İtalyan ANSA ajansının haberine göre, Napoli L'Orientale Üniversitesi'nde Rönesans üzerine çalışmalarıyla bilinen Prof. Carlo Vecce’nin, Floransa Devlet Arşivi'nde bulduğu orijinal bir belge Leonardo Da Vinci'nin annesi Caterina'nın hikayesinin yeniden yazılmasına yol açabilir.
Önce İstanbul oradan da Floransa
Söz konusu belge, Leonardo Da Vinci'nin annesi Caterina'nın köle olarak Kafkasya’da Çerkez bölgesinden önce İstanbul'a oradan da Floransa’ya geldiğini ve 2 Kasım 1452'de Leonardo Da Vinci'nin babası Piero Da Vinci tarafından yazılan bir noter tasdiki ile serbest kaldığını ortaya koydu.
Leonardo Da Vinci'nin annesinin hayatına dair keşfettiği bu bulgudan yola çıkarak Caterina'nın gülümsemesi kitabını bu hafta içinde yayınlayan Prof. Vecce, Caterina'nın Çerkez kökenli genç bir kız iken kaçırıldığını, önce İstanbul, oradan Venedik'e köle olarak satıldığını ve son olarak Floransa'da daha sonradan oğlu Leonardo Da Vinci'nin babası olacak Pietro Da Vinci ile karşılaştığını aktardı.
Vecce, çalışmalarına Caterina'nın bir süredir dillendirilen köle olduğu iddiasını çürütmek için başladığını ama bulduğu belgenin köle olduğu tezini doğrulayacak nitelikte olduğunu ifade etti.
Leonardo da Vinci kimdir?
Avrupa kültürünün altın çağı olan Rönesans döneminin (15. ve 16. yüzyıl) önde gelen isimlerinden Leonardo da Vinci İtalya'nın Floransa kenti yakınlarındaki Anchiano köyünde 15 Nisan 1452 tarihinde dünyaya geldi.
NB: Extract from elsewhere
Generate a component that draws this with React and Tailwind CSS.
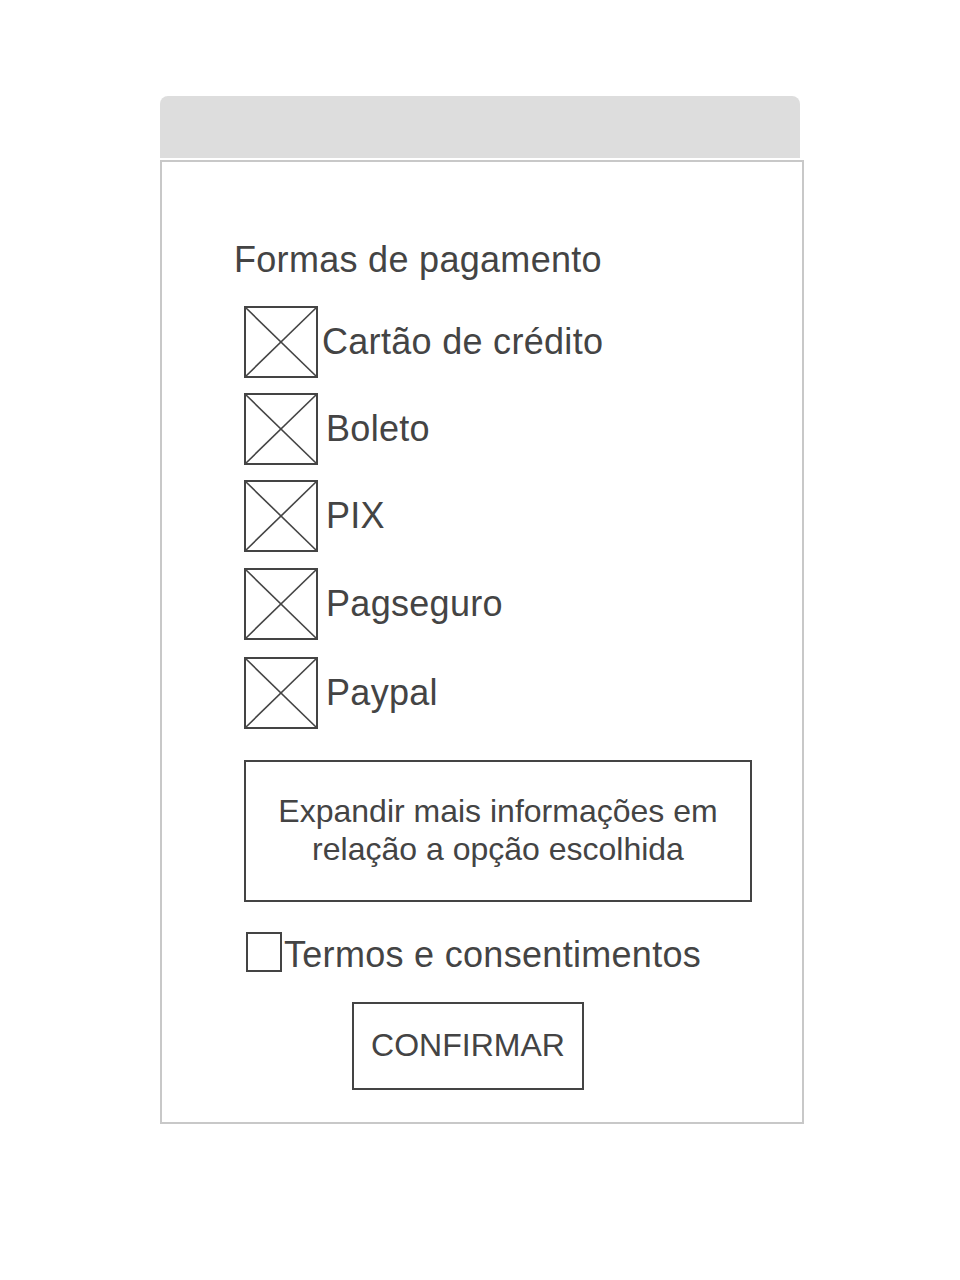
import React from "react";

const font = { fontFamily: '"Liberation Sans", Arial, sans-serif' };

function XBox() {
  return (
    <div className="relative w-[74px] h-[72px] border-2 border-[#444444] shrink-0">
      <svg className="absolute inset-0 w-full h-full" viewBox="0 0 70 68" preserveAspectRatio="none">
        <line x1="0" y1="0" x2="70" y2="68" stroke="#444444" strokeWidth="1.6" />
        <line x1="70" y1="0" x2="0" y2="68" stroke="#444444" strokeWidth="1.6" />
      </svg>
    </div>
  );
}

const options = [
  { label: "Cartão de crédito", ml: "ml-[4px]", mt: "mt-0" },
  { label: "Boleto", ml: "ml-[8px]", mt: "mt-[15px]" },
  { label: "PIX", ml: "ml-[8px]", mt: "mt-[15px]" },
  { label: "Pagseguro", ml: "ml-[8px]", mt: "mt-[16px]" },
  { label: "Paypal", ml: "ml-[8px]", mt: "mt-[17px]" },
];

export default function App() {
  return (
    <div className="w-[960px] h-[1280px] bg-white pt-[96px] pl-[160px] text-[#444444]" style={font}>
      <div className="w-[640px] h-[62px] bg-[#dddddd] rounded-t-[8px]" />
      <div className="mt-[2px] w-[644px] h-[964px] border-2 border-[#c8c8c8] flex flex-col">
        <div className="mt-[76px] pl-[72px] text-[36px] leading-[43px] tracking-[0.3px]">Formas de pagamento</div>
        <div className="mt-[25px] pl-[82px] flex flex-col">
          {options.map((o) => (
            <div key={o.label} className={`${o.mt} flex h-[72px]`}>
              <XBox />
              <div className={`${o.ml} text-[36px] leading-[72px] h-[72px] tracking-[0.3px] whitespace-nowrap`}>{o.label}</div>
            </div>
          ))}
        </div>
        <div className="mt-[31px] ml-[82px] w-[508px] h-[142px] border-2 border-[#444444] flex items-center justify-center text-center text-[32px] leading-[38px]">
          <div className="-mt-[2px]">
            Expandir mais informações em
            <br />
            relação a opção escolhida
          </div>
        </div>
        <div className="mt-[30px] ml-[84px] flex items-start">
          <div className="w-[36px] h-[40px] border-2 border-[#444444] shrink-0" />
          <div className="ml-[2px] text-[36px] leading-[43px] mt-px tracking-[0.3px] whitespace-nowrap">Termos e consentimentos</div>
        </div>
        <div className="mt-[26px] ml-[190px] w-[232px] h-[88px] border-2 border-[#444444] flex items-center justify-center text-[32px] leading-[38px]">
          <span className="-mt-[2px]">CONFIRMAR</span>
        </div>
      </div>
    </div>
  );
}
Da Vinci, en çok ressam kimliğiyle tanınsa da aynı zamanda astronom, matematikçi, heykeltıraş, filozof, mimar, mühendis ve bilim insanı olarak yaptığı çalışmalarla biliniyor.
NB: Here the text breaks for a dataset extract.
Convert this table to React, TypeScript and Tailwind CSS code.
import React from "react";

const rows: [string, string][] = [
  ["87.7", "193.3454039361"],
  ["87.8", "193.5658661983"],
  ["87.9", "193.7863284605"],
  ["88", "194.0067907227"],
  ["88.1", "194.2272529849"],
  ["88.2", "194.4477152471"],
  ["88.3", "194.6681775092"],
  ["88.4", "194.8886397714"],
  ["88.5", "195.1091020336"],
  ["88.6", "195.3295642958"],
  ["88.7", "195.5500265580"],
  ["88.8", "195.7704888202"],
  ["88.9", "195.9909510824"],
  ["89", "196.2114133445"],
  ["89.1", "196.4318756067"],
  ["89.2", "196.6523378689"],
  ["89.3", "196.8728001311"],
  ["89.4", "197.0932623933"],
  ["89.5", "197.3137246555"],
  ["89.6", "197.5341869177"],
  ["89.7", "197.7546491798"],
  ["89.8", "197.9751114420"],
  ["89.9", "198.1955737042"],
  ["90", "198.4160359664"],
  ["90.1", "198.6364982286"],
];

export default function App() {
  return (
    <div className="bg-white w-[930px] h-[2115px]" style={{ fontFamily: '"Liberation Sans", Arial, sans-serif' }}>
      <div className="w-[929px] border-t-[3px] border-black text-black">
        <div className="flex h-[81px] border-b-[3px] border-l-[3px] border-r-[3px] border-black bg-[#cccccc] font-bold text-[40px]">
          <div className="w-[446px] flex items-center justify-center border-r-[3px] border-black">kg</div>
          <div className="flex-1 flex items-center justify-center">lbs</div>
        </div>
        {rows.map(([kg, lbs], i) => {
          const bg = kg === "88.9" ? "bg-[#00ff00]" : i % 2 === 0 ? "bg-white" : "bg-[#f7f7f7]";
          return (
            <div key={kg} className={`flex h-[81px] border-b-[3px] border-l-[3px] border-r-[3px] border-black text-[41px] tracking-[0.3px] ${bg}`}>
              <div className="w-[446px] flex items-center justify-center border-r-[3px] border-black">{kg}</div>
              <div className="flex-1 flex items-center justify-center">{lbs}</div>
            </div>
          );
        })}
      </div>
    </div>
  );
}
Kariyerinin neredeyse tamamını İtalya'da yapan Da Vinci, daha sonra bu ülkede kendisine gereken değerin verilmediğini düşünerek, dönemin Fransa Kralı 1. Fransuva'nın davetiyle 64 yaşında Amboise'ye taşınmış ve hayatının son yıllarını buradaki Clos Luce Kalesi'nde geçirmişti.
Da Vinci, Fransa'ya giderken kendisinin en çok sevdiği 3 eserini (Mona Lisa, Kayalıklar Bakiresi, Meryem ve Çocuk İsa Azize Anna ile) yanında götürürken, bu eserler bugün Paris'teki Louvre Müzesi'nde sergileniyor.
Da Vinci'nin en önemli eserleri
İtalyan ressamın "insanlık tarihinin en başarılı tablosu" olarak gösterilen en önemli eseri Mona Lisa olarak bilinir. Da Vinci, 1503 tarihinde "sfumato" tekniğiyle yaptığı 77x53 cm büyüklüğündeki tabloyu, yapım aşamasında hiç yanından ayırmayarak, gittiği her yere götürdü. Piramit ve geometrik şekillerin kullanılmasıyla oluşan tablodaki kadın yüzünün nasıl bir duygu ifadesi içerdiği halen tartışılıyor.

Milano Dükü Lodovico Sforza'nın talebi üzerine Da Vinci yaptığı "Son Akşam Yemeği" (1495-1498), Hz. İsa'nın çarmıha gerilmesinde önce yediği son akşam yemeğini anlatır. Milano'daki Santa Maria delle Grazie Kilisesi'nde bulunan boyutu 4,5x8,8 metre olan dünyaca ünlü fresk, İsa'nın havarileriyle birlikte yemek yiyip, şarap içerken tasvir edilmesi sebebiyle Hristiyan dünyasında uzun yıllardır tartışma konusu olagelmiştir.
Da Vinci'nin "Beşaret" adlı tablosu İncil'den esinlenerek yapılan bir tablo olup, Cebrail meleğinin Meryem Ana'nın karşısında diz çökerek bir haberi müjdelemesini içerir. Tablo Floransa'daki Uffizi Galerisi'nde sergilenmektedir.
Anatomi alanında da çalışmalar yapan ve insan kadavralarını inceleyen Da Vinci, "Vitruvius Adamı" adını verdiği çizimiyle insan vücudunun oranlarını ön plana çıkarmıştır. 1492'de yapıldığı tahmin edilen çıplak erkek figürü olan Vitruvius Adamı Venedik kentindeki Akademi Galerisi'nde sergileniyor.